If you provide a data platform for your clients or suppliers, your mileage may differ in a more formal product context. Because most data platforms serve internal audiences, those principles are held lightly when you do not need to solve for client segments, competitive differentiation, channels, or direct revenue.

However, value propositions remain front and center.

Metrics

Business stakeholders use internal data platforms to measure business activities using metrics such as key performance indicators (KPI).

A data platform provides value to decision-makers by encoding business rules into metrics that matter.

Data analysts work with teams in marketing, sales, finance, operations and product to define the metrics, to discover the data sources, and to validate alignment between the data creators and the decision-makers in how the data will be used.

Data engineers build data pipelines to automate the collection, standardization, cleansing, and quality controls for data that will be used for decisions. Because the decision context differs for each team, metrics for one team may filter or aggregate data differently than other teams.
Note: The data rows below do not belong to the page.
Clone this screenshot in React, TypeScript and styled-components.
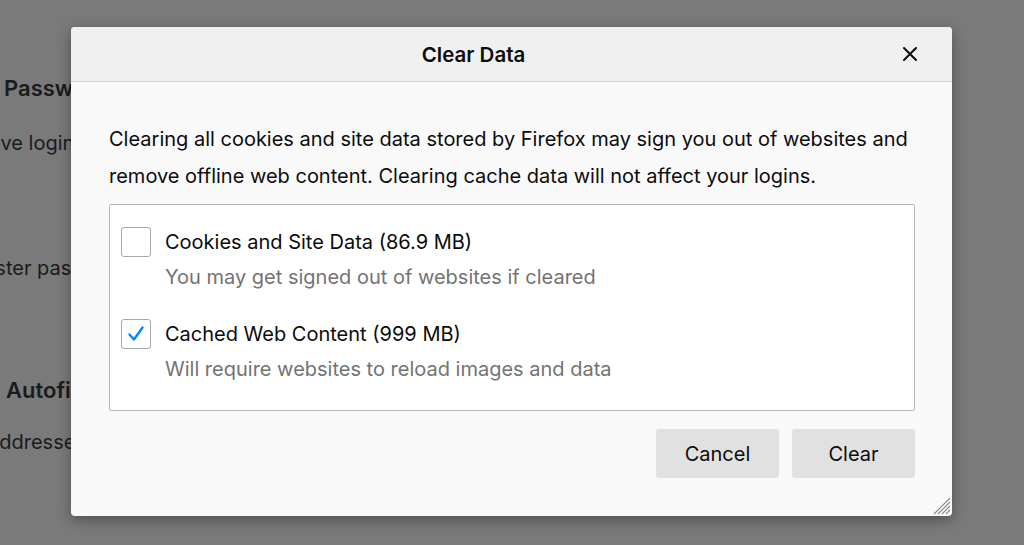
import React, { useState } from "react";
import styled, { createGlobalStyle } from "styled-components";

const GlobalStyle = createGlobalStyle`
  html, body {
    margin: 0;
    padding: 0;
    width: 1024px;
    height: 545px;
    overflow: hidden;
    background: #7a7a7b;
  }
  * {
    box-sizing: border-box;
  }
`;

const Screen = styled.div`
  position: relative;
  width: 1024px;
  height: 545px;
  overflow: hidden;
  font-family: Inter, "Liberation Sans", Arial, sans-serif;
`;

const Page = styled.div`
  display: flex;
  flex-direction: column;
  padding-top: 75px;
  color: #1b1b1c;
`;

const PageHeading = styled.div<{ $gap: number; $shift: number }>`
  font-size: 22px;
  font-weight: 600;
  margin-top: ${(p) => p.$gap}px;
  margin-left: ${(p) => p.$shift}px;
  white-space: nowrap;
`;

const PageText = styled.div<{ $gap: number; $shift: number }>`
  font-size: 20px;
  margin-top: ${(p) => p.$gap}px;
  margin-left: ${(p) => p.$shift}px;
  white-space: nowrap;
`;

const Dialog = styled.div`
  position: absolute;
  left: 71px;
  top: 27px;
  width: 881px;
  height: 489px;
  background: #f9f9fa;
  border-radius: 4px;
  box-shadow: 0 4px 14px rgba(0, 0, 0, 0.35);
  display: flex;
  flex-direction: column;
  overflow: hidden;
`;

const Header = styled.div`
  position: relative;
  height: 55px;
  flex-shrink: 0;
  background: #f0f0f1;
  border-bottom: 1px solid #cfcfd1;
  display: flex;
  align-items: center;
  justify-content: center;
  padding-right: 76px;
`;

const Title = styled.div`
  font-size: 20.5px;
  font-weight: 600;
  color: #0c0c0d;
  padding-top: 1px;
`;

const CloseButton = styled.button`
  position: absolute;
  right: 32px;
  top: 17px;
  width: 20px;
  height: 20px;
  padding: 0;
  border: none;
  background: none;
  cursor: pointer;
  display: flex;
  align-items: center;
  justify-content: center;
`;

const Body = styled.div`
  flex: 1;
  display: flex;
  flex-direction: column;
  padding: 39px 37px 0 38px;
`;

const Intro = styled.p`
  margin: 0;
  font-size: 20px;
  line-height: 37px;
  color: #0c0c0d;
  white-space: nowrap;
`;

const OptionBox = styled.div`
  margin-top: 9px;
  height: 207px;
  background: #ffffff;
  border: 1px solid #b8b8ba;
  border-radius: 2px;
  padding: 22px 11px 0 11px;
  display: flex;
  flex-direction: column;
  gap: 27px;
`;

const Option = styled.label`
  display: grid;
  grid-template-columns: 30px 1fr;
  column-gap: 14px;
  align-items: center;
  cursor: pointer;
`;

const Box = styled.span`
  width: 30px;
  height: 30px;
  border: 1px solid #a9a9ab;
  border-radius: 3px;
  background: #ffffff;
  display: flex;
  align-items: center;
  justify-content: center;
`;

const OptionLabel = styled.span`
  font-size: 20px;
  color: #0c0c0d;
  line-height: 30px;
`;

const OptionHint = styled.span`
  grid-column: 2;
  font-size: 20px;
  line-height: 30px;
  margin-top: 5px;
  color: #737373;
`;

const Footer = styled.div`
  display: flex;
  justify-content: flex-end;
  gap: 13px;
  margin-top: 18px;
`;

const Button = styled.button`
  width: 123px;
  height: 49px;
  border: none;
  border-radius: 3px;
  background: #e1e1e2;
  font-family: inherit;
  font-size: 20px;
  color: #0c0c0d;
  cursor: pointer;
  &:hover {
    background: #d6d6d8;
  }
`;

const Grip = styled.svg`
  position: absolute;
  right: 1px;
  bottom: 1px;
`;

const Check = () => (
  <svg width="20" height="20" viewBox="0 0 20 20">
    <path
      d="M3.5 10.5 L8 15.5 L16.5 3.5"
      fill="none"
      stroke="#0a84ff"
      strokeWidth="2.4"
      strokeLinecap="round"
      strokeLinejoin="round"
    />
  </svg>
);

const options = [
  {
    label: "Cookies and Site Data (86.9 MB)",
    hint: "You may get signed out of websites if cleared",
    checked: false,
  },
  {
    label: "Cached Web Content (999 MB)",
    hint: "Will require websites to reload images and data",
    checked: true,
  },
];

const App = () => {
  const [checked, setChecked] = useState(options.map((o) => o.checked));

  const toggle = (i: number) => {
    setChecked((prev) => prev.map((v, j) => (j === i ? !v : v)));
  };

  return (
    <Screen>
      <GlobalStyle />
      <Page>
        <PageHeading $gap={0} $shift={4}>Passwords</PageHeading>
        <PageText $gap={30} $shift={-86}>Ask to save logins and passwords</PageText>
        <PageText $gap={101} $shift={-93}>Use a master password</PageText>
        <PageHeading $gap={97} $shift={6}>Autofill</PageHeading>
        <PageText $gap={27} $shift={-12}>addresses</PageText>
      </Page>

      <Dialog>
        <Header>
          <Title>Clear Data</Title>
          <CloseButton aria-label="Close">
            <svg width="16" height="16" viewBox="0 0 16 16">
              <path
                d="M2 2 L14 14 M14 2 L2 14"
                stroke="#0c0c0d"
                strokeWidth="2"
                strokeLinecap="round"
              />
            </svg>
          </CloseButton>
        </Header>
        <Body>
          <Intro>
            Clearing all cookies and site data stored by Firefox may sign you out of websites and
            <br />
            remove offline web content. Clearing cache data will not affect your logins.
          </Intro>
          <OptionBox>
            {options.map((o, i) => (
              <Option key={o.label} onClick={() => toggle(i)}>
                <Box>{checked[i] && <Check />}</Box>
                <OptionLabel>{o.label}</OptionLabel>
                <OptionHint>{o.hint}</OptionHint>
              </Option>
            ))}
          </OptionBox>
          <Footer>
            <Button>Cancel</Button>
            <Button>Clear</Button>
          </Footer>
        </Body>
        <Grip width="20" height="20" viewBox="0 0 20 20">
          <path
            d="M19 3 L3 19 M19 7 L7 19 M19 11 L11 19 M19 15 L15 19"
            stroke="#8a8a8c"
            strokeWidth="1.1"
          />
        </Grip>
      </Dialog>
    </Screen>
  );
};

export default App;
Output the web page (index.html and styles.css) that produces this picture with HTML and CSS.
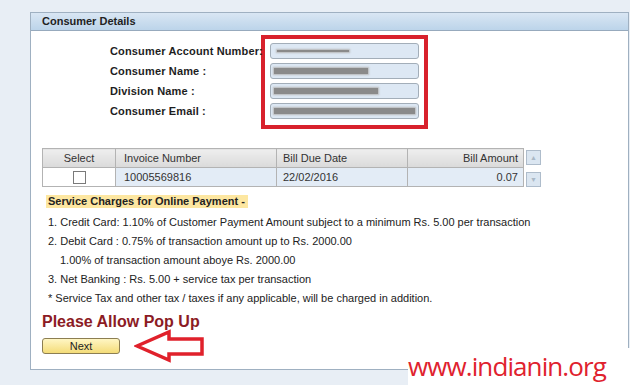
FILE: index.html
```html
<!DOCTYPE html>
<html lang="en">
<head>
    <meta charset="UTF-8">
    <title>Consumer Details</title>
    <link rel="stylesheet" href="styles.css">
</head>
<body>
    <div class="panel">
        <div class="panel-header">Consumer Details</div>

        <div class="details">
            <div class="labels">
                <div class="label">Consumer Account Number:</div>
                <div class="label">Consumer Name :</div>
                <div class="label">Division Name :</div>
                <div class="label">Consumer Email :</div>
            </div>
            <div class="marked">
                <div class="field"><span class="blur thin" style="width: 72px"></span></div>
                <div class="field"><span class="blur" style="width: 94px"></span></div>
                <div class="field"><span class="blur" style="width: 104px"></span></div>
                <div class="field"><span class="blur" style="width: 141px"></span></div>
            </div>
        </div>

        <div class="bills">
            <table class="bill-table">
                <tr>
                    <th class="col-select">Select</th>
                    <th class="col-invoice">Invoice Number</th>
                    <th class="col-date">Bill Due Date</th>
                    <th class="col-amount">Bill Amount</th>
                </tr>
                <tr>
                    <td class="col-select"><span class="checkbox"></span></td>
                    <td class="col-invoice">10005569816</td>
                    <td class="col-date">22/02/2016</td>
                    <td class="col-amount">0.07</td>
                </tr>
            </table>
            <div class="scroller">
                <span class="scroll-btn">&#9650;</span>
                <span class="scroll-btn">&#9660;</span>
            </div>
        </div>

        <div class="charges">
            <div class="charges-title"><span>Service Charges for Online Payment -</span></div>
            <p>1. Credit Card: 1.10% of Customer Payment Amount subject to a minimum Rs. 5.00 per transaction</p>
            <p>2. Debit Card : 0.75% of transaction amount up to Rs. 2000.00</p>
            <p class="indent">1.00% of transaction amount aboye Rs. 2000.00</p>
            <p>3. Net Banking : Rs. 5.00 + service tax per transaction</p>
            <p>* Service Tax and other tax / taxes if any applicable, will be charged in addition.</p>
        </div>

        <div class="popup-note">Please Allow Pop Up</div>
        <div class="actions">
            <button class="next-button">Next</button>
            <svg class="arrow" width="72" height="34" viewBox="0 0 72 34">
                <polygon points="3,17 35,3 35,10 68,10 68,25 35,25 35,31" fill="none" stroke="#e0212b" stroke-width="3.5" stroke-linejoin="miter"/>
            </svg>
        </div>
    </div>

    <div class="watermark">www.indianin.org</div>
</body>
</html>
```

FILE: styles.css
```css
body {
    margin: 0;
    background-color: #e8eef5;
    font-family: "Liberation Sans", Arial, sans-serif;
    color: #1e1e1e;
    height: 385px;
    overflow: hidden;
}
.panel {
    margin: 12px 0 0 30px;
    width: 597px;
    height: 356px;
    background-color: #fff;
    border: 1px solid #9fb0c1;
}
.panel-header {
    height: 17px;
    line-height: 17px;
    padding-left: 11px;
    font-size: 11px;
    font-weight: bold;
    color: #222;
    background: linear-gradient(#d9e6f3, #bcd4ea);
    border-bottom: 1px solid #97aabd;
}
.details {
    display: flex;
    margin: 4px 0 0 79px;
}
.labels {
    width: 151px;
    padding-top: 8px;
}
.label {
    height: 16px;
    line-height: 16px;
    margin-bottom: 4px;
    font-size: 11px;
    font-weight: bold;
    white-space: nowrap;
    letter-spacing: 0.15px;
    position: relative;
    z-index: 1;
}
.marked {
    border: 4px solid #d8212c;
    padding: 4px 5px 6px 5px;
}
.field {
    width: 144px;
    height: 14px;
    margin-bottom: 4px;
    border: 1px solid #a3aeb9;
    border-radius: 3px;
    background-color: #dde8f4;
    display: flex;
    align-items: center;
    padding-left: 3px;
}
.field:last-child {
    margin-bottom: 0;
}
.blur {
    display: block;
    height: 6px;
    background-color: #8a8a8a;
    box-shadow: 0 0 2px 1px #b8b8b8;
}
.blur.thin {
    height: 2px;
    margin-left: 3px;
}
.bills {
    display: flex;
    margin: 19px 0 0 11px;
}
.bill-table {
    width: 482px;
    border-collapse: collapse;
    font-size: 11px;
    color: #333;
}
.bill-table th, .bill-table td {
    height: 18px;
    padding: 0 6px;
    border: 1px solid #b3b3b3;
    font-weight: normal;
    text-align: left;
}
.bill-table th {
    background: linear-gradient(#eeeeee, #dadada);
}
.bill-table td {
    background-color: #e3ecf6;
}
.bill-table .col-select {
    width: 60px;
    text-align: center;
    background-color: #fff;
}
.bill-table th.col-select {
    background: linear-gradient(#eeeeee, #dadada);
}
.bill-table .col-invoice {
    width: 146px;
    padding-left: 8px;
}
.bill-table .col-date {
    width: 118px;
}
.bill-table .col-amount {
    text-align: right;
    padding-right: 5px;
}
.checkbox {
    display: inline-block;
    width: 11px;
    height: 11px;
    border: 1px solid #7a7a7a;
    background-color: #fff;
    vertical-align: middle;
}
.scroller {
    display: flex;
    flex-direction: column;
    gap: 7px;
    margin: 2px 0 0 2px;
}
.scroll-btn {
    width: 13px;
    height: 13px;
    border: 1px solid #aebccb;
    background-color: #dbe6f1;
    color: #aab8c6;
    font-size: 7px;
    line-height: 13px;
    text-align: center;
}
.charges {
    margin: 8px 0 0 15px;
    font-size: 11px;
    color: #222;
}
.charges-title span {
    display: inline-block;
    background-color: #fde7a1;
    padding: 0 3px 0 2px;
    height: 13px;
    line-height: 13px;
    font-weight: bold;
}
.charges-title {
    margin-bottom: 5px;
}
.charges p {
    margin: 0;
    height: 19px;
    line-height: 19px;
    padding-left: 2px;
}
.charges p.indent {
    padding-left: 14px;
}
.popup-note {
    margin: 4px 0 0 11px;
    font-size: 16px;
    line-height: 20px;
    font-weight: bold;
    color: #8c1b24;
}
.actions {
    display: flex;
    align-items: center;
    gap: 14px;
    margin: 6px 0 0 11px;
}
.next-button {
    width: 78px;
    height: 16px;
    padding: 0;
    font-family: "Liberation Sans", Arial, sans-serif;
    font-size: 11px;
    color: #222;
    border: 1px solid #8c7e52;
    border-radius: 3px;
    background: linear-gradient(#fff6c4, #f4dc78);
}
.arrow {
    margin: -9px 0;
}
.watermark {
    position: absolute;
    left: 408px;
    top: 348px;
    width: 222px;
    height: 37px;
    background-color: #fff;
    color: #e0222e;
    font-family: "Open Sans", sans-serif;
    font-size: 26px;
    line-height: 37px;
    letter-spacing: -0.9px;
}
```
Dashboards and reporting use a data platform to provide context-aware metrics specific to each team. Marketing seeks general trends, while sales & finance need to see the reality of daily sales, and operations wants to know the impacts on staffing. Different decision contexts require metrics that are unique to each.

Product management, design, and engineering teams use a data platform to study application usage, sometimes as aggregated patterns, and sometimes as detailed logs that compare before-and-after or capture alternatives as features are added to internal & client-facing applications.

Decisions

Many decisions use data in repeatable ways, and what matters most is consistency in metric definitions, how trends are presented, and how fresh the data content is. Visualization will match the stakeholders business context and data consumption preferences.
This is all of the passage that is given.